[Written problem] Restate all of the data exactly.

--- Source excerpt ---

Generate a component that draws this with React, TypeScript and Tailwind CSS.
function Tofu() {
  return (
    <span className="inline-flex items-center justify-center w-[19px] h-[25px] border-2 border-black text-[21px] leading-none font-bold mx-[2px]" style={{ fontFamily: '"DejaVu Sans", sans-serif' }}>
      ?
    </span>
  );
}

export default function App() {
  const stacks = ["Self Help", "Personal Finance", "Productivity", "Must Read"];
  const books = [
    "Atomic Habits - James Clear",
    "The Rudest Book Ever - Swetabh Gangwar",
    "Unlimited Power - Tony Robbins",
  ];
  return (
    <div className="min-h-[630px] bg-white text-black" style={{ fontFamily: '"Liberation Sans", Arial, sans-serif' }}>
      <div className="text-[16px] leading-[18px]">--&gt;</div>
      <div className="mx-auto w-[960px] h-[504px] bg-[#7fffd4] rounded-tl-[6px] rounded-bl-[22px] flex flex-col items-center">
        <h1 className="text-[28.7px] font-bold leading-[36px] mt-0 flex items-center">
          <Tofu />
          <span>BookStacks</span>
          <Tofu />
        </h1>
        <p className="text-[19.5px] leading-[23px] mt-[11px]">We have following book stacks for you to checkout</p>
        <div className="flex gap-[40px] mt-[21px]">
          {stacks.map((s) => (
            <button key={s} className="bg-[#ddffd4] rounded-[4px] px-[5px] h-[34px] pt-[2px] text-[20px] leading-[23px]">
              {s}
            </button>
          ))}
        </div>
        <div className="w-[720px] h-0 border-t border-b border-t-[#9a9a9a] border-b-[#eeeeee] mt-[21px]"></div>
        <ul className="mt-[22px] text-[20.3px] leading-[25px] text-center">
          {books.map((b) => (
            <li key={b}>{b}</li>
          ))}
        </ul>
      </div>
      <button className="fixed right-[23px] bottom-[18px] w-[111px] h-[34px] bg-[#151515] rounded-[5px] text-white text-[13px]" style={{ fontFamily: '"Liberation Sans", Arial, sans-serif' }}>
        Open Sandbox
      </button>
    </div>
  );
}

---

[Correct result]
Generate a component that draws this with React, TypeScript and Tailwind CSS.
function Tofu() {
  return (
    <span className="inline-flex items-center justify-center w-[19px] h-[25px] border-2 border-black text-[21px] leading-none font-bold mx-[2px]" style={{ fontFamily: '"DejaVu Sans", sans-serif' }}>
      ?
    </span>
  );
}

export default function App() {
  const stacks = ["Self Help", "Personal Finance", "Productivity", "Must Read"];
  const books = [
    "Atomic Habits - James Clear",
    "The Rudest Book Ever - Swetabh Gangwar",
    "Unlimited Power - Tony Robbins",
  ];
  return (
    <div className="min-h-[630px] bg-white text-black" style={{ fontFamily: '"Liberation Sans", Arial, sans-serif' }}>
      <div className="text-[16px] leading-[18px]">--&gt;</div>
      <div className="mx-auto w-[960px] h-[504px] bg-[#7fffd4] rounded-tl-[6px] rounded-bl-[22px] flex flex-col items-center">
        <h1 className="text-[28.7px] font-bold leading-[36px] mt-0 flex items-center">
          <Tofu />
          <span>BookStacks</span>
          <Tofu />
        </h1>
        <p className="text-[19.5px] leading-[23px] mt-[11px]">We have following book stacks for you to checkout</p>
        <div className="flex gap-[40px] mt-[21px]">
          {stacks.map((s) => (
            <button key={s} className="bg-[#ddffd4] rounded-[4px] px-[5px] h-[34px] pt-[2px] text-[20px] leading-[23px]">
              {s}
            </button>
          ))}
        </div>
        <div className="w-[720px] h-0 border-t border-b border-t-[#9a9a9a] border-b-[#eeeeee] mt-[21px]"></div>
        <ul className="mt-[22px] text-[20.3px] leading-[25px] text-center">
          {books.map((b) => (
            <li key={b}>{b}</li>
          ))}
        </ul>
      </div>
      <button className="fixed right-[23px] bottom-[18px] w-[111px] h-[34px] bg-[#151515] rounded-[5px] text-white text-[13px]" style={{ fontFamily: '"Liberation Sans", Arial, sans-serif' }}>
        Open Sandbox
      </button>
    </div>
  );
}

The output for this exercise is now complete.